►

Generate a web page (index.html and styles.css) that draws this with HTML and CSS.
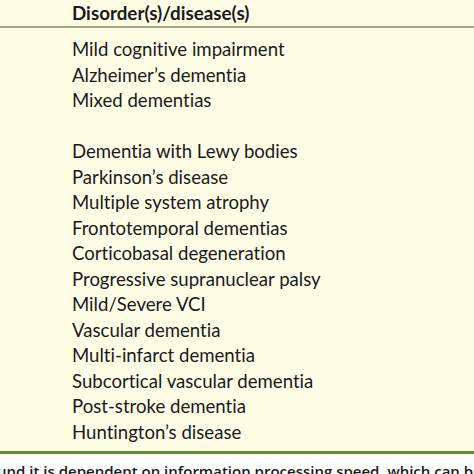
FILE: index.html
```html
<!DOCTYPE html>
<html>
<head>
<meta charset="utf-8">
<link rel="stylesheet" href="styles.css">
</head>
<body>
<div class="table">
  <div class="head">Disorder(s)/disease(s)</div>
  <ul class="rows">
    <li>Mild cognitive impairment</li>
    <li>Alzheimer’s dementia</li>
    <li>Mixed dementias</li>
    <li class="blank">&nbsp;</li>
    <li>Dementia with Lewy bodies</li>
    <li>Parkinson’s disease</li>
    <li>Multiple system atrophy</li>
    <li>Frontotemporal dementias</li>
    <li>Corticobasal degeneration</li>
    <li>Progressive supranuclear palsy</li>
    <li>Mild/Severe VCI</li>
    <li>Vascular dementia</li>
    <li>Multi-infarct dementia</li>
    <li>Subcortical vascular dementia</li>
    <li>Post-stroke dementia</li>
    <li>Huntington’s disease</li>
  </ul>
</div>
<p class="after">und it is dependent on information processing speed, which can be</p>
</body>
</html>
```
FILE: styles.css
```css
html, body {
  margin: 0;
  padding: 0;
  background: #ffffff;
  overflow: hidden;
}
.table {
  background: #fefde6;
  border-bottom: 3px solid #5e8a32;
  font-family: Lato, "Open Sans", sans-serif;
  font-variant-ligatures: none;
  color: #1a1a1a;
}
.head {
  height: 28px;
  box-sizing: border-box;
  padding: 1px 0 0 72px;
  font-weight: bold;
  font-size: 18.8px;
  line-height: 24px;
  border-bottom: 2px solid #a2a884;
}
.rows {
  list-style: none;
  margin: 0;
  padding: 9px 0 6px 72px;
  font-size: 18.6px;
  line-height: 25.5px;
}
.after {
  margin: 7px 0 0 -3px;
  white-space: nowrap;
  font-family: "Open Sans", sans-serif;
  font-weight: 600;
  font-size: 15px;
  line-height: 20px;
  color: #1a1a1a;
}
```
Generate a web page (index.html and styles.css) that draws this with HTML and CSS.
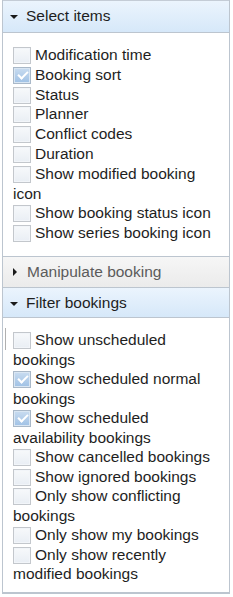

◄

> [What this task involves] Retype the whole listing exactly and leave the pictures out.

> [Task result]
Generate a web page (index.html and styles.css) that draws this with HTML and CSS.
FILE: index.html
```html
<!DOCTYPE html>
<html>
<head>
<meta charset="utf-8">
<link rel="stylesheet" href="styles.css">
</head>
<body>
<div class="table">
  <div class="head">Disorder(s)/disease(s)</div>
  <ul class="rows">
    <li>Mild cognitive impairment</li>
    <li>Alzheimer’s dementia</li>
    <li>Mixed dementias</li>
    <li class="blank">&nbsp;</li>
    <li>Dementia with Lewy bodies</li>
    <li>Parkinson’s disease</li>
    <li>Multiple system atrophy</li>
    <li>Frontotemporal dementias</li>
    <li>Corticobasal degeneration</li>
    <li>Progressive supranuclear palsy</li>
    <li>Mild/Severe VCI</li>
    <li>Vascular dementia</li>
    <li>Multi-infarct dementia</li>
    <li>Subcortical vascular dementia</li>
    <li>Post-stroke dementia</li>
    <li>Huntington’s disease</li>
  </ul>
</div>
<p class="after">und it is dependent on information processing speed, which can be</p>
</body>
</html>
```
FILE: styles.css
```css
html, body {
  margin: 0;
  padding: 0;
  background: #ffffff;
  overflow: hidden;
}
.table {
  background: #fefde6;
  border-bottom: 3px solid #5e8a32;
  font-family: Lato, "Open Sans", sans-serif;
  font-variant-ligatures: none;
  color: #1a1a1a;
}
.head {
  height: 28px;
  box-sizing: border-box;
  padding: 1px 0 0 72px;
  font-weight: bold;
  font-size: 18.8px;
  line-height: 24px;
  border-bottom: 2px solid #a2a884;
}
.rows {
  list-style: none;
  margin: 0;
  padding: 9px 0 6px 72px;
  font-size: 18.6px;
  line-height: 25.5px;
}
.after {
  margin: 7px 0 0 -3px;
  white-space: nowrap;
  font-family: "Open Sans", sans-serif;
  font-weight: 600;
  font-size: 15px;
  line-height: 20px;
  color: #1a1a1a;
}
```
Generate a web page (index.html and styles.css) that draws this with HTML and CSS.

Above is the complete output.